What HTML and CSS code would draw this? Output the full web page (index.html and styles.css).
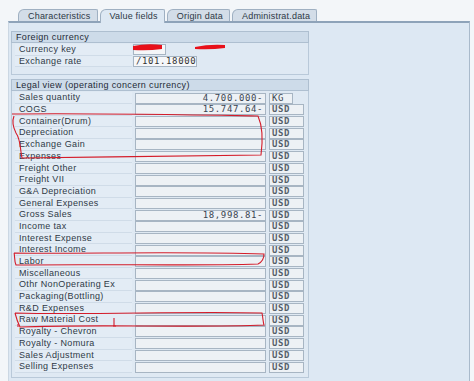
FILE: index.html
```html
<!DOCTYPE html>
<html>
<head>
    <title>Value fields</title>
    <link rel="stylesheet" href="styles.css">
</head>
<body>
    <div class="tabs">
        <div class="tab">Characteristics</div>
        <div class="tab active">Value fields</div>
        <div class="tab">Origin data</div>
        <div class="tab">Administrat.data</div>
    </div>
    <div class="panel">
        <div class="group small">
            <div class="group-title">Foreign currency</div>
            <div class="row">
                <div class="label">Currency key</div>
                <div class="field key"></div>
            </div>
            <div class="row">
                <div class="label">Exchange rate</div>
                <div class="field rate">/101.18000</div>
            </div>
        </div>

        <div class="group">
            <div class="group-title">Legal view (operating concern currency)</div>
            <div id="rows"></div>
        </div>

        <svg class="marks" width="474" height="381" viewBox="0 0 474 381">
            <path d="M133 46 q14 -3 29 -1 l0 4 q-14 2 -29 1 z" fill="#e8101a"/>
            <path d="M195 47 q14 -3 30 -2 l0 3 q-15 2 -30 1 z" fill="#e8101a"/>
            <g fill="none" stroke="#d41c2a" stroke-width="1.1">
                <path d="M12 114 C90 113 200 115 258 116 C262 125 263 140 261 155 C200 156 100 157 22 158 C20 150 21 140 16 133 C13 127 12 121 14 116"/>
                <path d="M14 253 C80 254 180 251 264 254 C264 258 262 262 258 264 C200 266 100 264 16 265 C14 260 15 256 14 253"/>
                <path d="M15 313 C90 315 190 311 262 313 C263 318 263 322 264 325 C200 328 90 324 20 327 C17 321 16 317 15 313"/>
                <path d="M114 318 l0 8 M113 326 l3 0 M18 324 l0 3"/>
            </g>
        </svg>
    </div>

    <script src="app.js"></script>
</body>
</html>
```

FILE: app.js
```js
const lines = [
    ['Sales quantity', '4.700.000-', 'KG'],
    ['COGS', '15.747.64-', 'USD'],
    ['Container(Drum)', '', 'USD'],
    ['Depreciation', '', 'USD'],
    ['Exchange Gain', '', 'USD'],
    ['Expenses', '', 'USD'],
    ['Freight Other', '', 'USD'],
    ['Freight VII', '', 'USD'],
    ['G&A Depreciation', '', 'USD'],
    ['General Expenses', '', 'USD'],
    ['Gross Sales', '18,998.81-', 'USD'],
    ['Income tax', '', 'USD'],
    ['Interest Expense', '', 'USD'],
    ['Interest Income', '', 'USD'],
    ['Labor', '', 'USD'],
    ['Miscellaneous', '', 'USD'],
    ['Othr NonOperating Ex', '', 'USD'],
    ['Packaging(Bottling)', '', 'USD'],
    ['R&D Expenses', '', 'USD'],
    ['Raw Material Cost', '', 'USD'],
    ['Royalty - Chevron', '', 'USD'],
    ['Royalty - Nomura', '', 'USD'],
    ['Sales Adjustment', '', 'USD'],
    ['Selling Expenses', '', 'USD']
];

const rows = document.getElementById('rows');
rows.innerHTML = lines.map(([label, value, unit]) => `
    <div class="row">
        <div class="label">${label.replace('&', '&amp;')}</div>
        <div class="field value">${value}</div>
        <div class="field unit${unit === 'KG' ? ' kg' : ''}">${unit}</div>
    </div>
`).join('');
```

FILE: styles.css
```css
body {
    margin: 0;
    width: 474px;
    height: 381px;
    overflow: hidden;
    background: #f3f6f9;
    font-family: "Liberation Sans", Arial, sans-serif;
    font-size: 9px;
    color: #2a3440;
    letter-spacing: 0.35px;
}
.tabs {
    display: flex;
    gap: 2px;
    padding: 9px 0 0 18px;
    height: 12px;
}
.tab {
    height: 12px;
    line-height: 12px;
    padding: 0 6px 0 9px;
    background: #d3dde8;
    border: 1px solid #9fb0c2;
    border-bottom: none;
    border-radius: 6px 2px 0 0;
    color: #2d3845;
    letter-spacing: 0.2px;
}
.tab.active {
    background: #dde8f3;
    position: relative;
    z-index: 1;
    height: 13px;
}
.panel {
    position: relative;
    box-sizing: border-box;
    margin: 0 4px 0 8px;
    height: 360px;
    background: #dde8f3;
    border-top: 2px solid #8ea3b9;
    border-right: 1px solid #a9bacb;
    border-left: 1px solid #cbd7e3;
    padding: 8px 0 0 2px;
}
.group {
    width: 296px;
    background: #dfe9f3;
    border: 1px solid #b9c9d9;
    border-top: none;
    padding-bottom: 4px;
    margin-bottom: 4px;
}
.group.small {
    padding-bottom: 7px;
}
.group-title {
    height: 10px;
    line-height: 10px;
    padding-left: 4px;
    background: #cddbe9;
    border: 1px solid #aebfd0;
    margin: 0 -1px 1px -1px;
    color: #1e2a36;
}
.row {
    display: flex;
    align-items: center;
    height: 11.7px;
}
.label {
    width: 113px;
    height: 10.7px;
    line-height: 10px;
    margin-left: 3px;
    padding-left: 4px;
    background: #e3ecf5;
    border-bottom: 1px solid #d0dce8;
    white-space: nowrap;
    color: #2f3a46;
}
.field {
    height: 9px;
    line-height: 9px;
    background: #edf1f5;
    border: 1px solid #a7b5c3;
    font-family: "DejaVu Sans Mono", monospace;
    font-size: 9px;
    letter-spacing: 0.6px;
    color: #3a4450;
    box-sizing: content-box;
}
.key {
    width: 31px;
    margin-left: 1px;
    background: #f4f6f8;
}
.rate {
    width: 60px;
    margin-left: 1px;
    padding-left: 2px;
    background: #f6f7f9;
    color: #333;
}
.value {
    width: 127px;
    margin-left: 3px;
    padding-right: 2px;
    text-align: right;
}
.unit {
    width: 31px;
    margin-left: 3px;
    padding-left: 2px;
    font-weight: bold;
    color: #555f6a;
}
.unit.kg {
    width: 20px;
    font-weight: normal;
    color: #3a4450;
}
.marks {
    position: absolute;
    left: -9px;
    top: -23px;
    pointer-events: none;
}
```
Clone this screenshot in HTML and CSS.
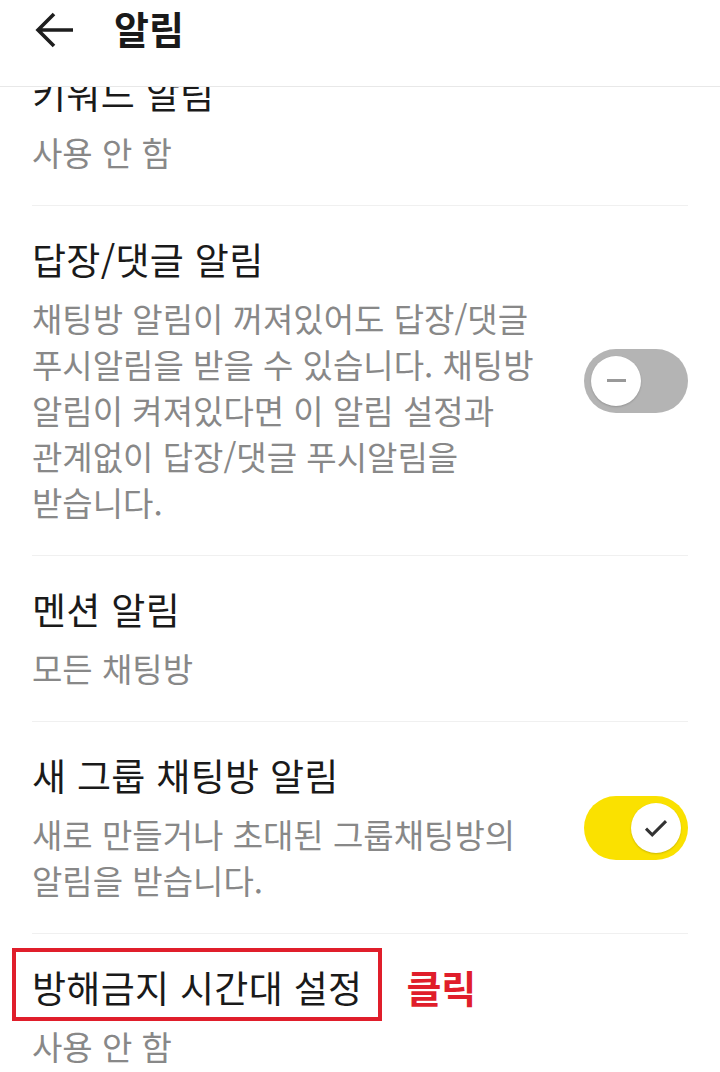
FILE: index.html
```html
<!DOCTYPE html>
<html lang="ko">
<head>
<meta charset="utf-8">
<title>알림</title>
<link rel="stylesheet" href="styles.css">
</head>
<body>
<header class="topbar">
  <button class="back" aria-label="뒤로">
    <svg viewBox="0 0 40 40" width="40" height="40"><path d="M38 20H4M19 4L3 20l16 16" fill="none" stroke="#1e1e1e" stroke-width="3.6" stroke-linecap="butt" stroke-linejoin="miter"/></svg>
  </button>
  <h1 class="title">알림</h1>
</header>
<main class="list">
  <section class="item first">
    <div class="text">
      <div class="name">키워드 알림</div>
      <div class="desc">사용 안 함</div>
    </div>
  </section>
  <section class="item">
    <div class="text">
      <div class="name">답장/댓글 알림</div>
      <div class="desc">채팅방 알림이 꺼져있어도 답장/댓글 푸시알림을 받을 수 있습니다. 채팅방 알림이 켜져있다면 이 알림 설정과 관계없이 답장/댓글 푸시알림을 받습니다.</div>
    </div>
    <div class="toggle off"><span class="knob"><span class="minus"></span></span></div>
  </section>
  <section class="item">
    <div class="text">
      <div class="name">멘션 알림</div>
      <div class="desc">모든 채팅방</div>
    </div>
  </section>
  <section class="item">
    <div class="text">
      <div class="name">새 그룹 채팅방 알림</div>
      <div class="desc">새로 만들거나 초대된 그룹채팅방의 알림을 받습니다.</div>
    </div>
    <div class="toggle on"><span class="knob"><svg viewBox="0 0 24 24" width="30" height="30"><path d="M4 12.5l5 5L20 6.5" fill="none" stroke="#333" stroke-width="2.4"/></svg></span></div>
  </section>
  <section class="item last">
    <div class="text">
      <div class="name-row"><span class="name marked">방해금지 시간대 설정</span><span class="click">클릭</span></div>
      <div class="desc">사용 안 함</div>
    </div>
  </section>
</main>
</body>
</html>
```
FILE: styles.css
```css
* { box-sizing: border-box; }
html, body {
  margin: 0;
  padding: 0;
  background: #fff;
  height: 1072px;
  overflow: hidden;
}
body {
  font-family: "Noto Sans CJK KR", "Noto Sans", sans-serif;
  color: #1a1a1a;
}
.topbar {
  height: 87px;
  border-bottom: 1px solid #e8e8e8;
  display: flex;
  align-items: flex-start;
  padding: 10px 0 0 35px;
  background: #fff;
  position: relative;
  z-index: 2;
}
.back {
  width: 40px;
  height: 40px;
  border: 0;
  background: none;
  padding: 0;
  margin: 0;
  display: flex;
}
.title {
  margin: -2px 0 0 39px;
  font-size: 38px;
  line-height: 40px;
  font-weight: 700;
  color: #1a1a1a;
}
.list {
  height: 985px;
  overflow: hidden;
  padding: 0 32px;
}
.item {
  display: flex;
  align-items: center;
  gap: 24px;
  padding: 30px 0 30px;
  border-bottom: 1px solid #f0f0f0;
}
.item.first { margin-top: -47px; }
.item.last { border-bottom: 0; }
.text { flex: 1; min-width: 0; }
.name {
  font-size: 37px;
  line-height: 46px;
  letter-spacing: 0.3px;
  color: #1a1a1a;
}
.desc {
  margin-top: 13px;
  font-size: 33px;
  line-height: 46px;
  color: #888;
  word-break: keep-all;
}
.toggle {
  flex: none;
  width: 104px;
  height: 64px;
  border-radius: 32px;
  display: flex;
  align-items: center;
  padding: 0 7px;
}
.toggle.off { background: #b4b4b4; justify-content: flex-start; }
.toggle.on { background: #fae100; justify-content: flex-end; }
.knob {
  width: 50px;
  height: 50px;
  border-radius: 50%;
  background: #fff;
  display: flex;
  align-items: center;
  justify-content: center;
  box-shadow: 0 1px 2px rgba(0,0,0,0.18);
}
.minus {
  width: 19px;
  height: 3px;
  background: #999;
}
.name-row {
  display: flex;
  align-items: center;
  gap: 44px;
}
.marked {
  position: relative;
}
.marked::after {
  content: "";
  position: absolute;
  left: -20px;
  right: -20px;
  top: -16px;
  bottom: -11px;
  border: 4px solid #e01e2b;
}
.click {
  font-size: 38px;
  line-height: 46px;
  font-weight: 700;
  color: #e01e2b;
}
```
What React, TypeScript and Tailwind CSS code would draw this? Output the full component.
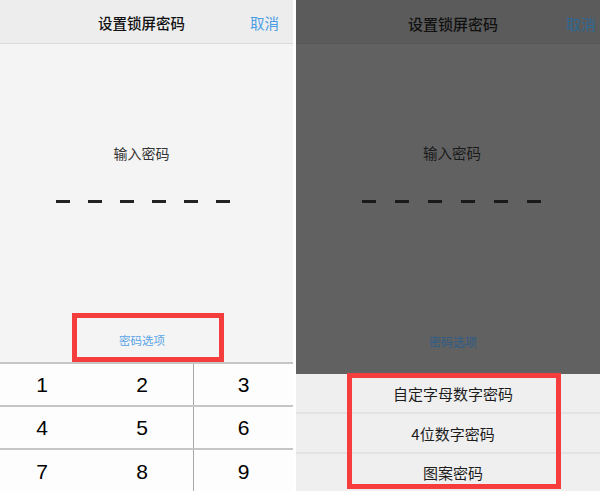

§ **EXERCISE INSTRUCTIONS**: Determine how many lines of the entries above carry the string "this", and give that number alone.

§ **EXERCISE OUTPUT**: 3